I’ve asked on the mentor forum for a mentor / staff to help you from scratch and improve the assignment.
Good luck.

1 Like

where will i be contacted by the mentor ?

If you don’t hear within 48 hours, please ping me on this thread. I’ll assume help you from scratch.

I just want to let you know that, I was not contacted by anyone.

The file bbc-text.csv consists of 2 columns:

  1. The 1st column is called category which is the label associated with an article. Here are a few labels: 'tech', 'business', 'sport', 'sport', 'entertainment'
  2. The 2nd column is called text which contains the actual news article.

Your model should be able to predict the label associated with a news article.

From the perspective of multi-class classficiation problem like this one, stopwords don’t contribute much towards model performance (i.e. classification accuracy). So, they can be removed.

parse_data_from_file

  1. This function is responsible for reading data for further processing. Here, sentences are going to processed further to bocome model inputs and labels are the class labels.
  2. For each row in the csv file:
    a. Read each row in the csv file.
    b. Remove stopwords from text column and then add it to sentences list.
    c. Add category to the labels list.
  3. Return sentences and labels from the function.

Sentences and labels are converted to numbers for use as input / output to the model. So, use a tokenizer to fit and transform data.

With this information, please take a crack at the assignment.

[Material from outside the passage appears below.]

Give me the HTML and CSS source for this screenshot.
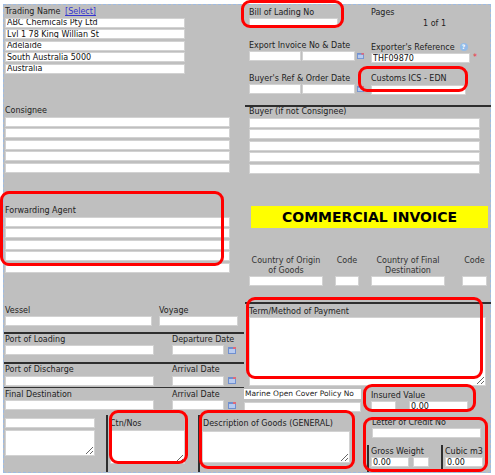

Reply to this thread with clarifications you need.

Can you please highlight the error in notebook why i am getting different figures in miniature dataset ?
Notebook attached

Thanks in advance

ORIGINAL DATASET:

There are 2225 sentences in the dataset.

First sentence has 436 words (after removing stopwords).

There are 2225 labels in the dataset.

The first 5 labels are [‘tech’, ‘business’, ‘sport’, ‘sport’, ‘entertainment’]

MINIATURE DATASET:

There are 2225 sentences in the miniature dataset.

First sentence has 436 words (after removing stopwords).

There are 2225 labels in the miniature dataset.

The first 5 labels are [‘tech’, ‘business’, ‘sport’, ‘sport’, ‘entertainment’]

Expected Output:

ORIGINAL DATASET:

There are 2225 sentences in the dataset.

First sentence has 436 words (after removing stopwords).

There are 2225 labels in the dataset.

The first 5 labels are ['tech', 'business', 'sport', 'sport', 'entertainment']


MINIATURE DATASET:

There are 5 sentences in the miniature dataset.

First sentence has 436 words (after removing stopwords).

There are 5 labels in the miniature dataset.

The first 5 labels are ['tech', 'business', 'sport', 'sport', 'entertainment']

[code removed - moderator]

@Sumit1

You are hardcoding the path to "./data/bbc-text.csv" instead of using the function parameter filename.